Challenge: Make an exact copy of the data below, leaving out every picture.

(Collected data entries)
+---+

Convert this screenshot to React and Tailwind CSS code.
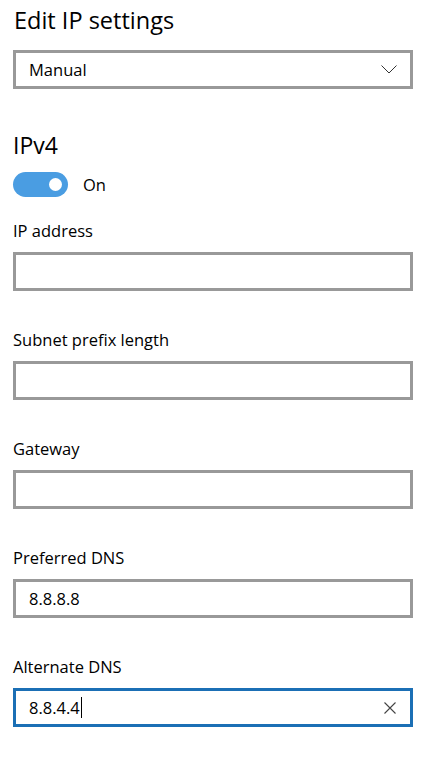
import React from "react";

const fields = [
  { label: "IP address", value: "" },
  { label: "Subnet prefix length", value: "" },
  { label: "Gateway", value: "" },
  { label: "Preferred DNS", value: "8.8.8.8" },
  { label: "Alternate DNS", value: "8.8.4.4", focused: true },
];

const Chevron = () => (
  <svg width="16" height="9" viewBox="0 0 16 9" fill="none">
    <path d="M0.5 0.5 L8 8 L15.5 0.5" stroke="#333" strokeWidth="1" />
  </svg>
);

const ClearIcon = () => (
  <svg width="12" height="12" viewBox="0 0 12 12" fill="none">
    <path d="M0.5 0.5 L11.5 11.5 M11.5 0.5 L0.5 11.5" stroke="#444" strokeWidth="1.1" />
  </svg>
);

const Field = ({ label, value, focused }) => (
  <div className="flex flex-col">
    <div className="text-[16.5px] leading-[20px] text-black">{label}</div>
    <div
      className={
        focused
          ? "mt-[11px] h-[39px] border-[3px] border-[#1b6fb5] flex items-center pl-[13px] pr-[10px]"
          : "mt-[11px] h-[39px] border-[3px] border-[#999999] flex items-center pl-[13px] pr-[10px]"
      }
    >
      <span className="text-[16.5px] text-black leading-[20px]">{value}</span>
      {focused && <span className="w-px h-[21px] bg-black ml-[1px]"></span>}
      {focused && (
        <span className="ml-auto mr-[4px] flex items-center">
          <ClearIcon />
        </span>
      )}
    </div>
  </div>
);

export default function App() {
  return (
    <div
      className="bg-white min-h-[772px] w-full pl-[13px] pr-[14px] pt-[6px] flex flex-col"
      style={{ fontFamily: "'Open Sans', 'Noto Sans', sans-serif" }}
    >
      <h1 className="text-[23.5px] leading-[28px] text-black font-normal pl-px">
        Edit IP settings
      </h1>

      <div className="mt-[16px] h-[39px] border-[3px] border-[#999999] flex items-center pl-[13px] pr-[13px]">
        <span className="text-[16.5px] leading-[20px] text-black">Manual</span>
        <span className="ml-auto flex items-center">
          <Chevron />
        </span>
      </div>

      <h2 className="mt-[42px] text-[23px] leading-[28px] text-black font-normal">
        IPv4
      </h2>

      <div className="mt-[13px] flex items-center">
        <div className="w-[55px] h-[25px] rounded-full bg-[#4a9de2] flex items-center justify-end pr-[6px]">
          <div className="w-[13px] h-[13px] rounded-full bg-white"></div>
        </div>
        <span className="ml-[15px] text-[16.5px] leading-[20px] text-black">On</span>
      </div>

      <div className="mt-[24px] flex flex-col gap-[39px]">
        {fields.map((f) => (
          <Field key={f.label} {...f} />
        ))}
      </div>
    </div>
  );
}
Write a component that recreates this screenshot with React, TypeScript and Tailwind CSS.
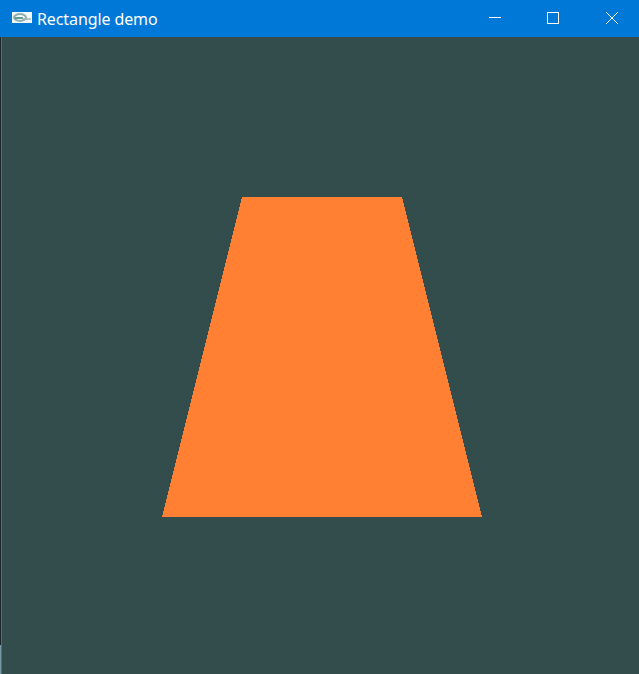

+---+

Task answer:
Convert this screenshot to React and Tailwind CSS code.
import React from "react";

const fields = [
  { label: "IP address", value: "" },
  { label: "Subnet prefix length", value: "" },
  { label: "Gateway", value: "" },
  { label: "Preferred DNS", value: "8.8.8.8" },
  { label: "Alternate DNS", value: "8.8.4.4", focused: true },
];

const Chevron = () => (
  <svg width="16" height="9" viewBox="0 0 16 9" fill="none">
    <path d="M0.5 0.5 L8 8 L15.5 0.5" stroke="#333" strokeWidth="1" />
  </svg>
);

const ClearIcon = () => (
  <svg width="12" height="12" viewBox="0 0 12 12" fill="none">
    <path d="M0.5 0.5 L11.5 11.5 M11.5 0.5 L0.5 11.5" stroke="#444" strokeWidth="1.1" />
  </svg>
);

const Field = ({ label, value, focused }) => (
  <div className="flex flex-col">
    <div className="text-[16.5px] leading-[20px] text-black">{label}</div>
    <div
      className={
        focused
          ? "mt-[11px] h-[39px] border-[3px] border-[#1b6fb5] flex items-center pl-[13px] pr-[10px]"
          : "mt-[11px] h-[39px] border-[3px] border-[#999999] flex items-center pl-[13px] pr-[10px]"
      }
    >
      <span className="text-[16.5px] text-black leading-[20px]">{value}</span>
      {focused && <span className="w-px h-[21px] bg-black ml-[1px]"></span>}
      {focused && (
        <span className="ml-auto mr-[4px] flex items-center">
          <ClearIcon />
        </span>
      )}
    </div>
  </div>
);

export default function App() {
  return (
    <div
      className="bg-white min-h-[772px] w-full pl-[13px] pr-[14px] pt-[6px] flex flex-col"
      style={{ fontFamily: "'Open Sans', 'Noto Sans', sans-serif" }}
    >
      <h1 className="text-[23.5px] leading-[28px] text-black font-normal pl-px">
        Edit IP settings
      </h1>

      <div className="mt-[16px] h-[39px] border-[3px] border-[#999999] flex items-center pl-[13px] pr-[13px]">
        <span className="text-[16.5px] leading-[20px] text-black">Manual</span>
        <span className="ml-auto flex items-center">
          <Chevron />
        </span>
      </div>

      <h2 className="mt-[42px] text-[23px] leading-[28px] text-black font-normal">
        IPv4
      </h2>

      <div className="mt-[13px] flex items-center">
        <div className="w-[55px] h-[25px] rounded-full bg-[#4a9de2] flex items-center justify-end pr-[6px]">
          <div className="w-[13px] h-[13px] rounded-full bg-white"></div>
        </div>
        <span className="ml-[15px] text-[16.5px] leading-[20px] text-black">On</span>
      </div>

      <div className="mt-[24px] flex flex-col gap-[39px]">
        {fields.map((f) => (
          <Field key={f.label} {...f} />
        ))}
      </div>
    </div>
  );
}
Write a component that recreates this screenshot with React, TypeScript and Tailwind CSS.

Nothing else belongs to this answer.